- [EXERCISE MATERIALS]
******

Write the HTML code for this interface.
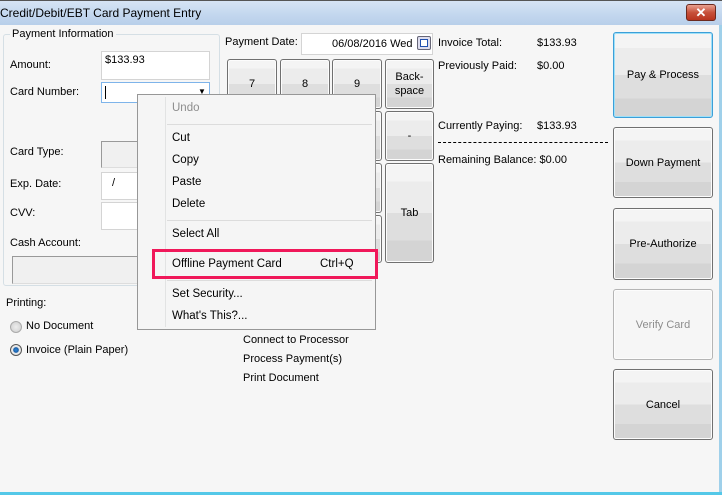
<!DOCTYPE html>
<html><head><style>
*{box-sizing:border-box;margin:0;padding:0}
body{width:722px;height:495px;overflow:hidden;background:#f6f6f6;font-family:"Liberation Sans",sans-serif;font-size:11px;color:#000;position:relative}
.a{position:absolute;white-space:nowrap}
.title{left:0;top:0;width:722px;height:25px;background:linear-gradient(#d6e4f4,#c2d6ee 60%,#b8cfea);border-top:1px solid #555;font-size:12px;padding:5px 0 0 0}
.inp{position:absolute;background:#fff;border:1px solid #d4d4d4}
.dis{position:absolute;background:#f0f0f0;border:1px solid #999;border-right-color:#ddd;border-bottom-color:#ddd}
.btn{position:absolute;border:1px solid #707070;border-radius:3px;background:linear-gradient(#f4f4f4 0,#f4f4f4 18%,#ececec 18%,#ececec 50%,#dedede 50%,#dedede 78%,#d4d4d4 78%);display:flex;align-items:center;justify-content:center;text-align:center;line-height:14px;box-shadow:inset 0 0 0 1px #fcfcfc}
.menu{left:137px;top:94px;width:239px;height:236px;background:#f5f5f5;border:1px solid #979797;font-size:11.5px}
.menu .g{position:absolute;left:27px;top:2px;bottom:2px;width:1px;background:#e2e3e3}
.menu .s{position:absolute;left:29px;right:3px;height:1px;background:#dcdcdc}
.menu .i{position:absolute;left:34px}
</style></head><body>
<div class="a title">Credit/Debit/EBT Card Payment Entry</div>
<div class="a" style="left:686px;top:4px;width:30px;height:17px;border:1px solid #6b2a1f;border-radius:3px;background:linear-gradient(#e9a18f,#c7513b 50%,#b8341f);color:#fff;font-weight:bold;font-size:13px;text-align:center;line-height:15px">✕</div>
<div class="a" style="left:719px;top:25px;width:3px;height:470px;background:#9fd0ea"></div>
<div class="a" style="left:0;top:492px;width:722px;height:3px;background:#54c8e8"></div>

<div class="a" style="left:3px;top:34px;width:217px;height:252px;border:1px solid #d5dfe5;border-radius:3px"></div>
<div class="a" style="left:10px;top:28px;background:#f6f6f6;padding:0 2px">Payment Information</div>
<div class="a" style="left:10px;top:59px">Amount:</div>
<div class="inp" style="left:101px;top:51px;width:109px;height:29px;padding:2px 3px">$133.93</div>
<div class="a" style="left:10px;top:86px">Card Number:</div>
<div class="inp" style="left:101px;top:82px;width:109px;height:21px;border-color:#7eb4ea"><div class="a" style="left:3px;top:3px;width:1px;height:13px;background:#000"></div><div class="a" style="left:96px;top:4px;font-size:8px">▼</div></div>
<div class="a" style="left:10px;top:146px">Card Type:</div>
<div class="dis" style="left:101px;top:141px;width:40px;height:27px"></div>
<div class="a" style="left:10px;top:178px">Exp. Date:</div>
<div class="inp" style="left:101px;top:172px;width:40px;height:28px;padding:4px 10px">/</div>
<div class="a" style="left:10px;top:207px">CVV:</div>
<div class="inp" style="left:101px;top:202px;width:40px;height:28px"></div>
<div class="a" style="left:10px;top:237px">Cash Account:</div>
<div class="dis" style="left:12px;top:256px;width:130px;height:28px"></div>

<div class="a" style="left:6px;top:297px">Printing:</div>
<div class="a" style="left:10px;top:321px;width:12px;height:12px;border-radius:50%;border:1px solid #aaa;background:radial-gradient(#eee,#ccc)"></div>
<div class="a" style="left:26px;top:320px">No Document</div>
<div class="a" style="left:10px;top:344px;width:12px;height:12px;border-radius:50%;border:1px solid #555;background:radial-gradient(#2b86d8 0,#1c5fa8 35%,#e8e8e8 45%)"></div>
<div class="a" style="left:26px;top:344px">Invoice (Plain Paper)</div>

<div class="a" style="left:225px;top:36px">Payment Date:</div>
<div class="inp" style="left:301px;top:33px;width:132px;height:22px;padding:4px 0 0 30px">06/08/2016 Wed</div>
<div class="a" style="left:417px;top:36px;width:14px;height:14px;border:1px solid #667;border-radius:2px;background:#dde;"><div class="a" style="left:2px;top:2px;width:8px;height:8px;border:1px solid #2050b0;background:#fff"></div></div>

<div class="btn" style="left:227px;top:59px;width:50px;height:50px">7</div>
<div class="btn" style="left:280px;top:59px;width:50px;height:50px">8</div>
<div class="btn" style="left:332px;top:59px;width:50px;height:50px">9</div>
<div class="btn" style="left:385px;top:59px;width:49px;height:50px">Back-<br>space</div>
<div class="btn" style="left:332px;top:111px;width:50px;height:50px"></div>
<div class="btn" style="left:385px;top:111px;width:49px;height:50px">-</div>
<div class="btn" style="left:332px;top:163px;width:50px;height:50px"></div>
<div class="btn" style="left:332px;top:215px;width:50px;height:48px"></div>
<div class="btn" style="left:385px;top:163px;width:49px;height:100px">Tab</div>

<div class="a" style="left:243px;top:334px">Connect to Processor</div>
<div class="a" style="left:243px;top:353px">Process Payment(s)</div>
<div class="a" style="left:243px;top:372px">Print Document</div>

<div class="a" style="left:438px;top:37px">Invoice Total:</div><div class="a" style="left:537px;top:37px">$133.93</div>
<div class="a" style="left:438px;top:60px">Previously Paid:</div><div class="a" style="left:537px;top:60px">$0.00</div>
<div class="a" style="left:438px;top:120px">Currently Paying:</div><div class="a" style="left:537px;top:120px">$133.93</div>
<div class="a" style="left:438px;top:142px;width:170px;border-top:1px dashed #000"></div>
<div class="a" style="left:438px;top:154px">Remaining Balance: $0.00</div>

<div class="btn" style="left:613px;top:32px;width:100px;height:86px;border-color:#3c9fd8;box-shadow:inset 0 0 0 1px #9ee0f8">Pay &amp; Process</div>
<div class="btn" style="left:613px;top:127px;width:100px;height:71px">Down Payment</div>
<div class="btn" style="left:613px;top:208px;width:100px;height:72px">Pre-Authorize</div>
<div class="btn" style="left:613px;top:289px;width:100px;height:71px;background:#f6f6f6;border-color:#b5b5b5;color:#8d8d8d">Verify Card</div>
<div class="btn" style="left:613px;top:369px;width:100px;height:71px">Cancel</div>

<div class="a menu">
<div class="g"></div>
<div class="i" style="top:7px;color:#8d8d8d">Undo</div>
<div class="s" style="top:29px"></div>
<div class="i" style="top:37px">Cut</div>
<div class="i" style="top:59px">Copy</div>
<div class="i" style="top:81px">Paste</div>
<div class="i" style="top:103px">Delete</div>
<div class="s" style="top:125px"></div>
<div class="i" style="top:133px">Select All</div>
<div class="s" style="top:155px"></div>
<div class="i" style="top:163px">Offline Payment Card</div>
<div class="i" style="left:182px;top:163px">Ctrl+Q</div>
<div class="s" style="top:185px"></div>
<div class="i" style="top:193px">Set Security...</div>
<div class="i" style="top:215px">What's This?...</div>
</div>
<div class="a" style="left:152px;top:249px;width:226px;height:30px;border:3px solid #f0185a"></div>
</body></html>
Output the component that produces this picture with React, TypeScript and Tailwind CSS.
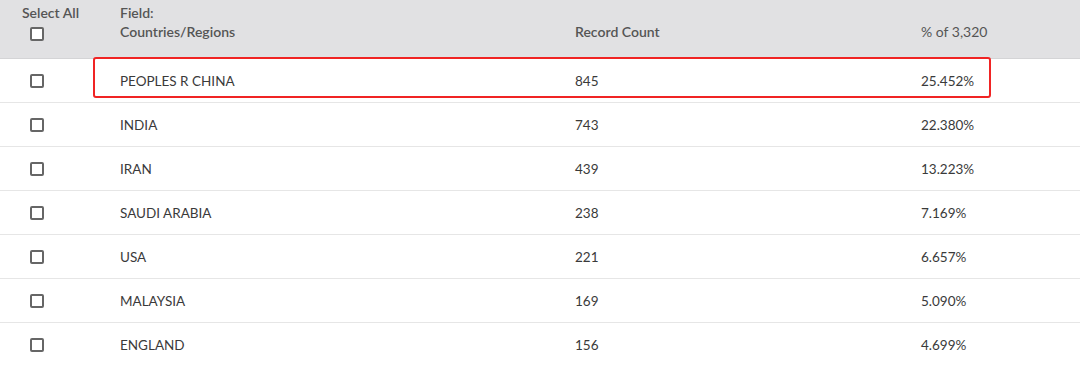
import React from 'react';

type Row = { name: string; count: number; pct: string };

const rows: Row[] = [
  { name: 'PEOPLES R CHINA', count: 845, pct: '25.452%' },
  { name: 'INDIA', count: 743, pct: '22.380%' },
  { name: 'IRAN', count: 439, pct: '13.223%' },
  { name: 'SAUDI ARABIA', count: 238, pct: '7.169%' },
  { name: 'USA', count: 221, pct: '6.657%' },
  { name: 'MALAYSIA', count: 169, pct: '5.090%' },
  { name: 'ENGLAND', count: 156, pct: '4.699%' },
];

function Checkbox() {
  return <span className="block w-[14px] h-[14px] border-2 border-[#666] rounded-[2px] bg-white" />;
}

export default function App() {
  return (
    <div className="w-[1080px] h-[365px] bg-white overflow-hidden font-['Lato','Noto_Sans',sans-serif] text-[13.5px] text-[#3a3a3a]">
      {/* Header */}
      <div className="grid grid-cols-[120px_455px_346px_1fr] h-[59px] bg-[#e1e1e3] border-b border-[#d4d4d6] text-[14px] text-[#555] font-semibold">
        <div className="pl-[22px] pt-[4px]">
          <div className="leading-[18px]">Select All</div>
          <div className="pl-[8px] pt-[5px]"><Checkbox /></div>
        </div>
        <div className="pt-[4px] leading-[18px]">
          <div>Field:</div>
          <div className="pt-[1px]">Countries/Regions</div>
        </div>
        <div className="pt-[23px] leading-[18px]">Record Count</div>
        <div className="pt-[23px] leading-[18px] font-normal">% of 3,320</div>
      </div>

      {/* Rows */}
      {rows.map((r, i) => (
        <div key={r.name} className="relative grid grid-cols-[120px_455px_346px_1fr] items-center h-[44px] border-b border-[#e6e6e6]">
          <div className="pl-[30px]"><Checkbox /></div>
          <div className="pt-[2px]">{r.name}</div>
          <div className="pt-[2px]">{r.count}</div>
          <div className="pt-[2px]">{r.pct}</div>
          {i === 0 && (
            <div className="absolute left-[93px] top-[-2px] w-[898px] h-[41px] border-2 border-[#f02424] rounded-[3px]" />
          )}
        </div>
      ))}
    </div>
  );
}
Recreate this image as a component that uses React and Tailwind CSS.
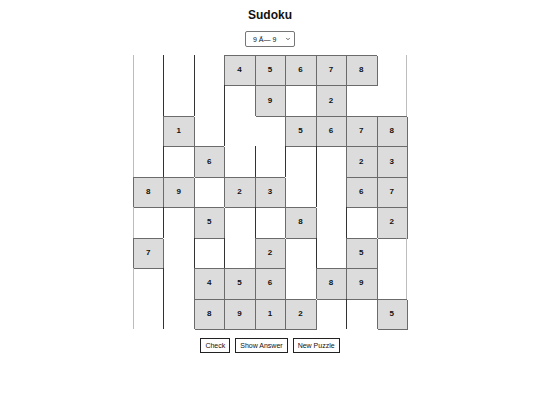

******

- [SET TASK]
Using the data above, extract exactly the lines from the one containing "Output the component" through the one containing "string; count: number;". Pictures are left out.

- [REPLY]
Output the component that produces this picture with React, TypeScript and Tailwind CSS.
import React from 'react';

type Row = { name: string; count: number; pct: string };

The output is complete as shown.